Geschmeidig scheinen ihm alle seine Bänder und Fasern.
Das Signal ertönt und erleuchtet zugleich, gut dressiert wie er ist, setzt er sich in Gang durch den Korridor auf das Licht zu, das ihn jetzt blendet und in dessen Zentrum er, durch das Gleißen noch unsichtbar, sein Gegenüber das es niederzumachen gilt weiss. Gleich.

Was tue ich, denkt er sich, es muss ein Ende haben, aus dem Weg mit Dir Störenfried, ich werde auch Dich noch beiseite schaffen, dieses eine Mal noch, damit ich endlich meine Ruhe habe, dann.

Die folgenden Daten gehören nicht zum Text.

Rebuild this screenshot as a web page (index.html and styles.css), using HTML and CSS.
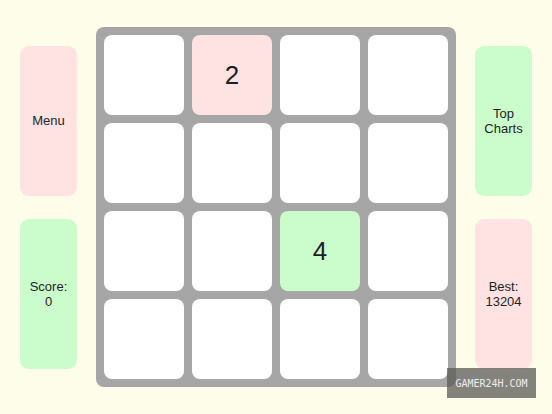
FILE: index.html
```html
<!DOCTYPE html>
<html>
<head>
<meta charset="utf-8">
<link rel="stylesheet" href="styles.css">
</head>
<body>
<div class="screen">
  <div class="side">
    <div class="panel pink">Menu</div>
    <div class="panel green">Score:<br>0</div>
  </div>
  <div class="board">
    <div class="tile"></div>
    <div class="tile pink">2</div>
    <div class="tile"></div>
    <div class="tile"></div>
    <div class="tile"></div>
    <div class="tile"></div>
    <div class="tile"></div>
    <div class="tile"></div>
    <div class="tile"></div>
    <div class="tile"></div>
    <div class="tile green">4</div>
    <div class="tile"></div>
    <div class="tile"></div>
    <div class="tile"></div>
    <div class="tile"></div>
    <div class="tile"></div>
  </div>
  <div class="side">
    <div class="panel green">Top<br>Charts</div>
    <div class="panel pink">Best:<br>13204</div>
  </div>
  <div class="watermark">GAMER24H.COM</div>
</div>
</body>
</html>
```
FILE: styles.css
```css
html, body {
  margin: 0;
  padding: 0;
}
body {
  background: #fefde9;
  font-family: "Liberation Sans", Arial, sans-serif;
  color: #1e1e1e;
}
.screen {
  position: relative;
  width: 552px;
  height: 414px;
  display: flex;
  align-items: center;
  padding-left: 20px;
  gap: 19px;
  box-sizing: border-box;
}
.side {
  display: flex;
  flex-direction: column;
  gap: 23px;
}
.panel {
  width: 57px;
  height: 150px;
  border-radius: 9px;
  display: flex;
  align-items: center;
  justify-content: center;
  text-align: center;
  font-size: 13px;
  line-height: 15px;
}
.pink { background: #ffe2e2; }
.green { background: #cbfccb; }
.board {
  width: 360px;
  height: 360px;
  box-sizing: border-box;
  padding: 8px;
  background: #a6a6a6;
  border-radius: 8px;
  display: grid;
  grid-template-columns: repeat(4, 80px);
  grid-template-rows: repeat(4, 80px);
  gap: 8px;
}
.tile {
  background: #ffffff;
  border-radius: 8px;
  display: flex;
  align-items: center;
  justify-content: center;
  font-size: 26px;
}
.tile.pink { background: #ffe2e2; }
.tile.green { background: #cbfccb; }
.watermark {
  position: absolute;
  left: 447px;
  top: 368px;
  width: 89px;
  height: 30px;
  background: rgba(90, 90, 85, 0.75);
  color: #ececec;
  font-family: "DejaVu Sans Mono", "Liberation Mono", monospace;
  font-size: 10px;
  display: flex;
  align-items: center;
  justify-content: center;
}
```
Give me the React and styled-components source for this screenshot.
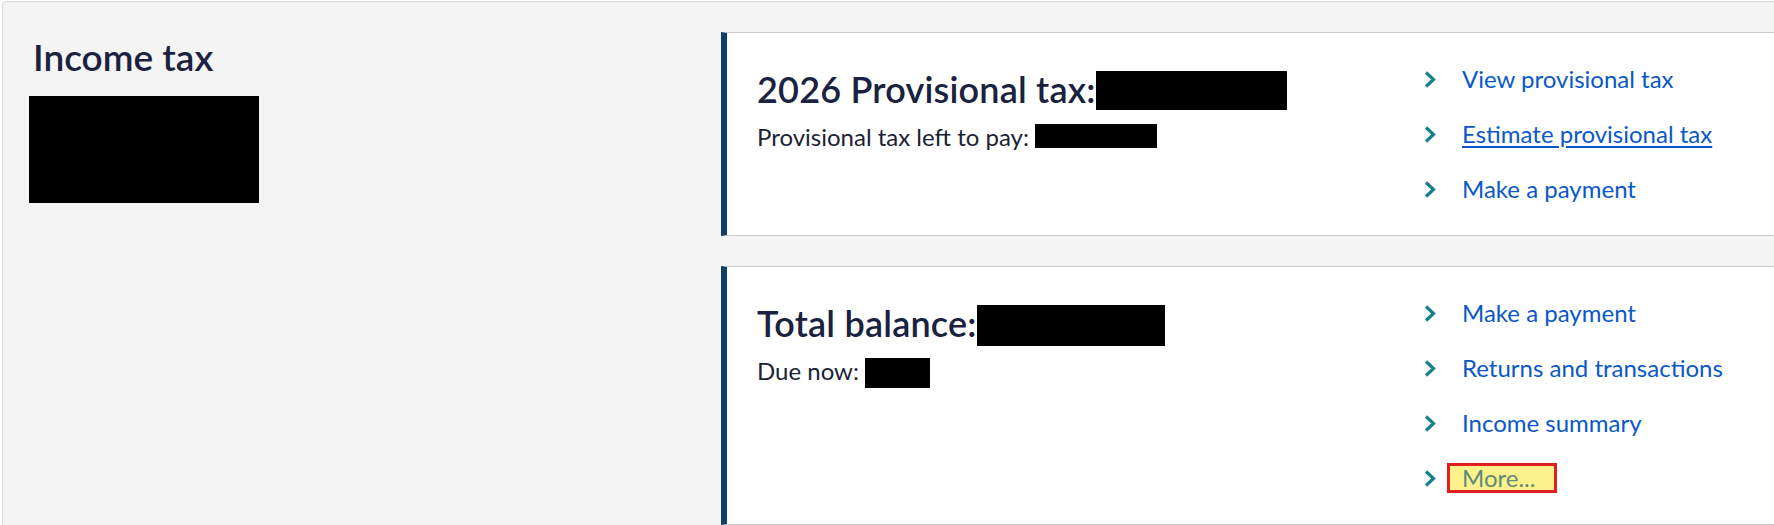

Applaus, Gejohle fängt ihn auf und wieder ein, trägt ihn hoch hinaus und setzt ihn ab in der Mitte des Podiums, wo ein Moderator aus dem Off ihn jetzt ankündigt mit gewaltiger Stimme. Der Kampfhund bleckt die Zähne zu einem Grinsen das sein Gesicht bald zu halbieren scheint, zwei ungleiche Hälften derselben Vissage. Er setzt sich in den dunkelfarbenen Lederstuhl, der jetzt leise quietscht, vertrautes Quietschen, nur ihm hörbar, ihm zu Ehren. Ein letzes Mal, dieses eine Mal noch, versprochen, nur dieses letzte Mal. Stoßgebet, den Spots entgegengeschleudert, dort ins Licht. Vielleicht verbirgt er sich dort droben, der jetzt dringlich angebete. Um Gnade vor seinem Publikum betet der Kampfhund, nicht um irgendeine andere. Die Verachtung lässt ihn hecheln, drückt ihm die Kehle zu, er würgt, sein Atem flattert und fliegt ihm davon. Diesmal wird das letzte Mal sein, was tut er hier, denkt er sich während sein Herz im scheinwerferhitzigen Luftzug
sich ballt.

Er setzt sich manierlich fast seinem heutigen Mitspieler gegenüber, seinem Gast, nennt dessen Namen, packt ihn am Arm, fixiert ihn so, als würde er bereits seine Zähne dem ins Weiche schlagen, lächelt ihn an und stellt seine erste strittige Frage.